Textual Analysis/Review Essay

Analysis/Review Essay Guidelines

The focus of the Analysis/Review Essay is on the presentation of a clear and logically structured argument about the meaning or significance of the essay you are analyzing.  The essay, which will be three to four pages in length, will be graded on the originality, sophistication, and logic of this argument, as well as on the clarity of its presentation. The essay should include a title, a thesis statement, well structured paragraphs, and writing that not only clearly explains and presents your argument, but also engages your reader. For MLA essay formatting guidelines, see p. 103 of Good Writing Made Simple.

Please choose one of the topics listed below for your essay.  If you select the first topic, feel free to also choose and name the publication for which you will be writing, e.g., Rolling Stone, Time, The New York Times Book Review, City Tech College Newspaper, etc.  Once you have decided on which publication you are writing for, you will then be writing for a specific audience, i.e., the readership of that publication, and in a specific style, i.e., the “house style” of that publication.  The second topic may or may not lend itself to writing that would suit a particular publication.  If it does, name the publication and tailor the essay to that audience.  If it doesn’t, I would like you nevertheless to think about the audience for whom you are writing this essay. Is the audience yourself?  Your classmates?  The professor?  The general public?  Some combination of all of these?  None of the above?

Analysis/Review Essay

Would you strongly recommend that someone read or not read the essay by Baldwin or King? If yes, why? If no, why not? What are strengths and weaknesses of the essay you have chosen to discuss?
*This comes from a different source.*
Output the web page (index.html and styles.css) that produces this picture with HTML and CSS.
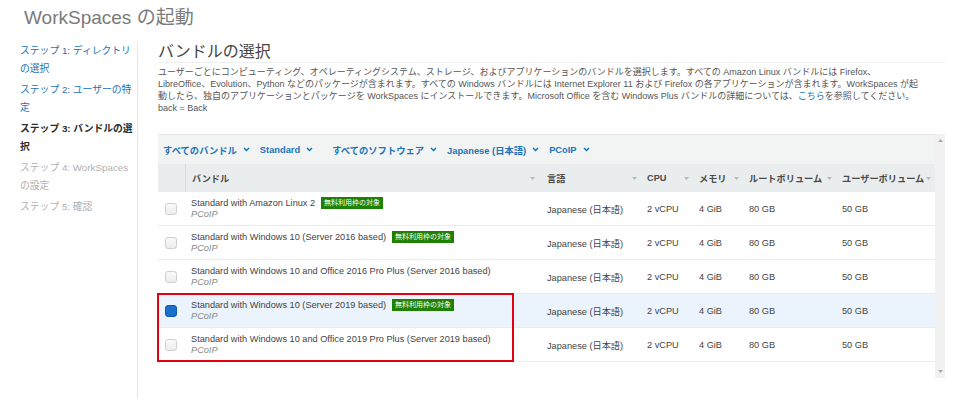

Is there some element—thematic, rhetorical, structural—about the Baldwin or King essay that you believe is crucial to its overall interpretation? Present a close reading of the essay that discusses how this element functions and how it relates to an interpretation of the essay as a whole.

You will need to use textual evidence to support the argument that you are making in this essay. Although we have not yet reviewed the MLA guidelines for textual citations formally in our course, you can consult Good Writing Made Simple pp. 89-91 for some guidance. You will not be graded in this essay, as you will in future essays, on your understanding of and adherence to MLA textual citation guidelines.  You will also want to consult Professor Rodgers' Guidelines for Textual Analysis.